▸ **PROBLEM DESCRIPTION**:
Check each line of the material below, and copy it if it holds the string "this".

▸ **ENTRIES SUPPLIED**:
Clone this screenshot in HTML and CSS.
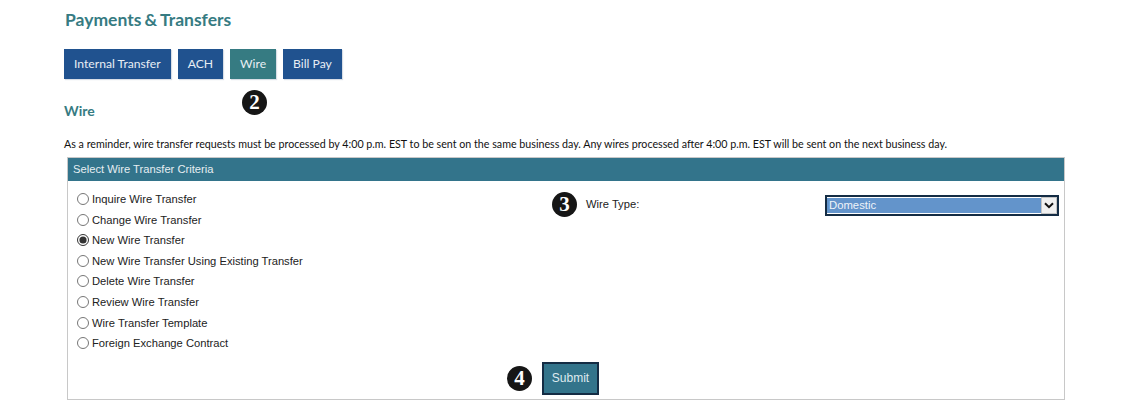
FILE: index.html
```html
<!DOCTYPE html>
<html lang="en">
<head>
  <meta charset="UTF-8">
  <title>Payments &amp; Transfers</title>
  <link rel="stylesheet" href="styles.css">
</head>
<body>
  <h1 class="page-title">Payments &amp; Transfers</h1>

  <div class="tabs">
    <a class="tab">Internal Transfer</a>
    <a class="tab">ACH</a>
    <a class="tab tab-active">Wire<span class="step step-wire">2</span></a>
    <a class="tab">Bill Pay</a>
  </div>

  <h2 class="section-title">Wire</h2>
  <p class="reminder">As a reminder, wire transfer requests must be processed by 4:00 p.m. EST to be sent on the same business day. Any wires processed after 4:00 p.m. EST will be sent on the next business day.</p>

  <div class="panel">
    <div class="panel-header">Select Wire Transfer Criteria</div>
    <div class="panel-body">
      <div class="radio-list">
        <label class="radio-item"><input type="radio" name="action">Inquire Wire Transfer</label>
        <label class="radio-item"><input type="radio" name="action">Change Wire Transfer</label>
        <label class="radio-item"><input type="radio" name="action" checked>New Wire Transfer</label>
        <label class="radio-item"><input type="radio" name="action">New Wire Transfer Using Existing Transfer</label>
        <label class="radio-item"><input type="radio" name="action">Delete Wire Transfer</label>
        <label class="radio-item"><input type="radio" name="action">Review Wire Transfer</label>
        <label class="radio-item"><input type="radio" name="action">Wire Transfer Template</label>
        <label class="radio-item"><input type="radio" name="action">Foreign Exchange Contract</label>
      </div>
      <div class="wire-type">
        <span class="step">3</span>
        <span class="wire-label">Wire Type:</span>
        <div class="select-box">
          <span class="select-value">Domestic</span>
          <span class="select-arrow">
            <svg width="10" height="7" viewBox="0 0 10 7"><path d="M1 1.2 L5 5.2 L9 1.2" fill="none" stroke="#111" stroke-width="2"/></svg>
          </span>
        </div>
      </div>
    </div>
    <div class="panel-footer">
      <span class="step">4</span>
      <button class="submit-button">Submit</button>
    </div>
  </div>
</body>
</html>
```

FILE: styles.css
```css
html, body {
  height: 402px;
  overflow: hidden;
}

body {
  margin: 0;
  padding: 9px 63px 0 64px;
  background-color: white;
  font-family: "Lato", sans-serif;
  color: #111;
}

.page-title {
  margin: 0 0 18px 1px;
  font-size: 17.5px;
  line-height: 22px;
  font-weight: 700;
  word-spacing: -1px;
  color: #367b82;
}

.tabs {
  display: flex;
  gap: 7px;
}

.tab {
  position: relative;
  display: flex;
  align-items: center;
  box-sizing: border-box;
  height: 30px;
  padding: 0 10px 2px 10px;
  background-color: #20528f;
  box-shadow: 1px 1px 1px #d8dee6;
  color: #e8eef4;
  font-size: 12.15px;
}

.tab-active {
  background-color: #367b82;
}

.step {
  display: flex;
  align-items: center;
  justify-content: center;
  flex-shrink: 0;
  width: 25px;
  height: 25px;
  border-radius: 50%;
  background-color: #161616;
  color: white;
  font-family: "Liberation Serif", serif;
  font-size: 21px;
  font-weight: 700;
}

.step-wire {
  position: absolute;
  left: 12px;
  top: 41px;
}

.section-title {
  margin: 23px 0 0 0;
  font-size: 14px;
  line-height: 18px;
  font-weight: 700;
  color: #367b82;
}

.reminder {
  margin: 17px 0 0 0;
  font-size: 10.7px;
  line-height: 14px;
  white-space: nowrap;
}

.panel {
  margin: 6px 0 0 3px;
  width: 996px;
  height: 241px;
  border: 1px solid #c8c8c8;
  font-family: "Liberation Sans", sans-serif;
  font-size: 11.2px;
}

.panel-header {
  height: 23px;
  padding-left: 5px;
  background-color: #33748b;
  color: #e6eef2;
  line-height: 23px;
}

.panel-body {
  display: flex;
  height: 177px;
  padding-left: 8px;
}

.radio-list {
  display: flex;
  flex-direction: column;
  gap: 6.6px;
  width: 476px;
  padding-top: 11px;
}

.radio-item {
  display: flex;
  align-items: center;
  height: 14px;
  color: #222;
}

.radio-item input {
  width: 12px;
  height: 12px;
  margin: 0 3px 0 1px;
  accent-color: #333;
}

.wire-type {
  display: flex;
  align-items: flex-start;
  padding-top: 11px;
}

.wire-label {
  width: 239px;
  margin-left: 9px;
  padding-top: 6px;
  color: #222;
}

.select-box {
  display: flex;
  width: 234px;
  height: 21px;
  box-sizing: border-box;
  margin-top: 3px;
  border: 2px solid #142c44;
  background-color: white;
}

.select-value {
  flex: 1;
  margin: 1px 0;
  padding-left: 2px;
  background-color: #6394cb;
  color: #eef3f9;
  font-size: 11.3px;
  line-height: 14px;
}

.select-arrow {
  display: flex;
  align-items: center;
  justify-content: center;
  width: 16px;
  background-color: #f0f0f0;
  border: 1px solid #c4c4c4;
  box-sizing: border-box;
}

.panel-footer {
  display: flex;
  align-items: center;
  height: 40px;
  padding-left: 439px;
  gap: 10px;
}

.submit-button {
  width: 57px;
  height: 33px;
  padding: 0;
  border: 2px solid #142c44;
  background-color: #33748b;
  color: #dfeaef;
  font-family: "Liberation Sans", sans-serif;
  font-size: 12px;
}
```
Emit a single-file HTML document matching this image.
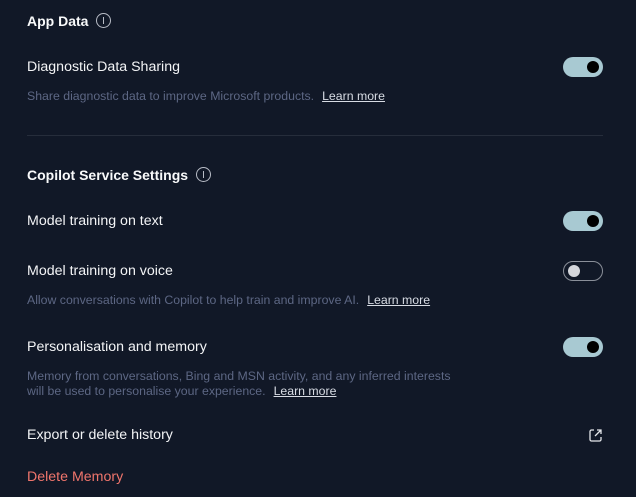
<!DOCTYPE html>
<html><head><style>
body{margin:0;width:636px;height:497px;background:#111827;font-family:"Liberation Sans",sans-serif;position:relative;overflow:hidden}
.t{position:absolute;left:27px;white-space:nowrap;line-height:1}
.h{font-weight:bold;font-size:14px;color:#f9fafb}
.l{font-size:14.2px;color:#f3f4f6}
.d{font-size:12.3px;color:#5d6784;line-height:15px}
.d a{color:#d8dce4;text-decoration:underline;margin-left:8px}
.i{display:inline-block;width:13px;height:13px;border:1px solid #b8bcc6;border-radius:50%;vertical-align:-2px;margin-left:8px;position:relative}
.i:after{content:"";position:absolute;left:6px;top:3px;width:1px;height:7px;background:#b8bcc6}
.tg{position:absolute;left:563px;width:40px;height:20px;border-radius:10px;background:#a8c9d2}
.tg:after{content:"";position:absolute;right:4px;top:4px;width:12px;height:12px;border-radius:50%;background:#000}
.off{background:none;border:1px solid #8a8f99;box-sizing:border-box}
.off:after{left:4px;right:auto;top:3px;background:#d4d6db}
</style></head><body>
<div class="t h" style="top:13px">App Data<span class="i"></span></div>
<div class="t l" style="top:60px">Diagnostic Data Sharing</div>
<div class="tg" style="top:57px"></div>
<div class="t d" style="top:89px">Share diagnostic data to improve Microsoft products.<a>Learn more</a></div>
<div style="position:absolute;left:27px;width:576px;top:135px;height:1px;background:#262d3b"></div>
<div class="t h" style="top:167px">Copilot Service Settings<span class="i"></span></div>
<div class="t l" style="top:214px">Model training on text</div>
<div class="tg" style="top:211px"></div>
<div class="t l" style="top:264px">Model training on voice</div>
<div class="tg off" style="top:261px"></div>
<div class="t d" style="top:293px">Allow conversations with Copilot to help train and improve AI.<a>Learn more</a></div>
<div class="t l" style="top:340px">Personalisation and memory</div>
<div class="tg" style="top:337px"></div>
<div class="t d" style="top:369px">Memory from conversations, Bing and MSN activity, and any inferred interests<br>will be used to personalise your experience.<a>Learn more</a></div>
<div class="t l" style="top:428px">Export or delete history</div>
<svg style="position:absolute;left:588px;top:428px" width="15" height="15" viewBox="0 0 15 15" fill="none" stroke="#e5e7eb" stroke-width="1.3"><path d="M6 2H3.5A1.5 1.5 0 0 0 2 3.5v8A1.5 1.5 0 0 0 3.5 13h8a1.5 1.5 0 0 0 1.5-1.5V9"/><path d="M9 2h4v4M13 2 7 8"/></svg>
<div class="t l" style="top:470px;color:#f0756c">Delete Memory</div>
</body></html>
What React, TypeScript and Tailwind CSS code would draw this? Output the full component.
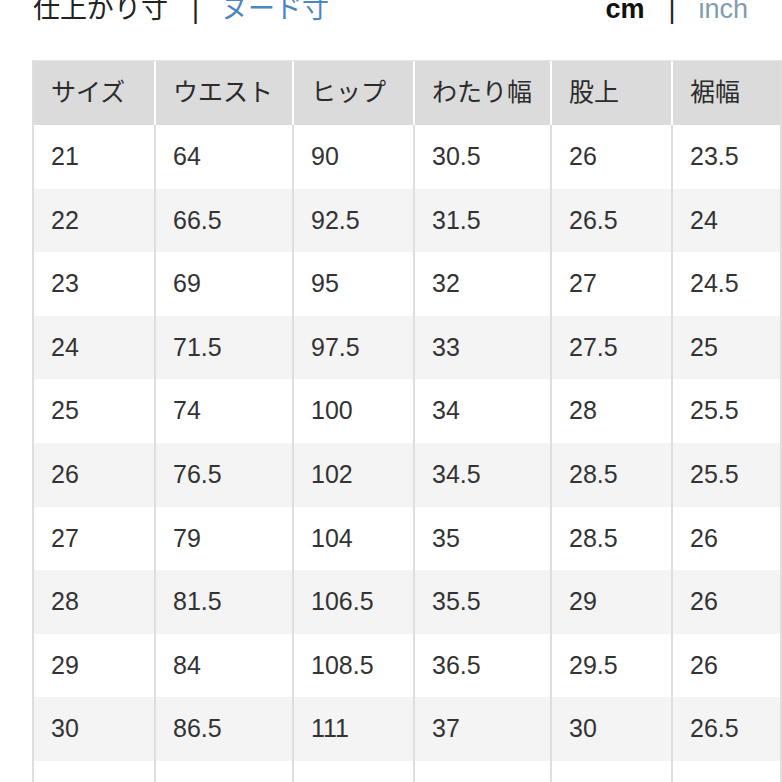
import React from "react";

const HEAD = ["サイズ", "ウエスト", "ヒップ", "わたり幅", "股上", "裾幅"];

const ROWS = [
  ["21", "64", "90", "30.5", "26", "23.5"],
  ["22", "66.5", "92.5", "31.5", "26.5", "24"],
  ["23", "69", "95", "32", "27", "24.5"],
  ["24", "71.5", "97.5", "33", "27.5", "25"],
  ["25", "74", "100", "34", "28", "25.5"],
  ["26", "76.5", "102", "34.5", "28.5", "25.5"],
  ["27", "79", "104", "35", "28.5", "26"],
  ["28", "81.5", "106.5", "35.5", "29", "26"],
  ["29", "84", "108.5", "36.5", "29.5", "26"],
  ["30", "86.5", "111", "37", "30", "26.5"],
  ["31", "89", "113.5", "38", "30.5", "27"],
];

const COLS = "grid grid-cols-[122px_138px_121px_137px_121px_108px]";

export default function App() {
  return (
    <div
      className="h-[782px] w-[782px] overflow-hidden bg-white text-[#333]"
      style={{ fontFamily: '"Liberation Sans", "Noto Sans CJK JP", sans-serif' }}
    >
      {/* unit switches */}
      <div className="-mt-[8px] flex h-[34px] items-center pl-[33px] pr-[34px] text-[27px] leading-none">
        <span className="text-[#222]">仕上がり寸</span>
        <span className="ml-[24px] text-[#222]">|</span>
        <span className="ml-[22px] text-[#4a86c0]">ヌード寸</span>
        <div className="flex-1" />
        <span className="font-bold text-[#111]">cm</span>
        <span className="ml-[24px] text-[#222]">|</span>
        <span className="ml-[23px] text-[#7f9cb0]">inch</span>
      </div>

      <div className="ml-[32px] mt-[34px] w-[750px] border-l-2 border-r-2 border-[#dedede]">
        <div className={`${COLS} h-[65px] border-t border-[#e6e6e6] bg-[#dbdbdb]`}>
          {HEAD.map((h, i) => (
            <div
              key={h}
              className={`flex items-center pl-[17px] text-[25px] text-[#2b2b2b] ${
                i < HEAD.length - 1 ? "border-r-2 border-white" : ""
              }`}
            >
              {h}
            </div>
          ))}
        </div>
        {ROWS.map((row, r) => (
          <div
            key={r}
            className={`${COLS} h-[63.6px] ${r % 2 === 1 ? "bg-[#f4f4f4]" : "bg-white"}`}
          >
            {row.map((v, i) => (
              <div
                key={i}
                className={`flex items-center pl-[17px] text-[25px] ${
                  i < row.length - 1 ? "border-r-2 border-[#dedede]" : ""
                }`}
              >
                {v}
              </div>
            ))}
          </div>
        ))}
      </div>
    </div>
  );
}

▸ **TASK SOLUTION**:
Clone this screenshot in HTML and CSS.
Emit a single-file HTML document matching this image.
What React, TypeScript and Tailwind CSS code would draw this? Output the full component.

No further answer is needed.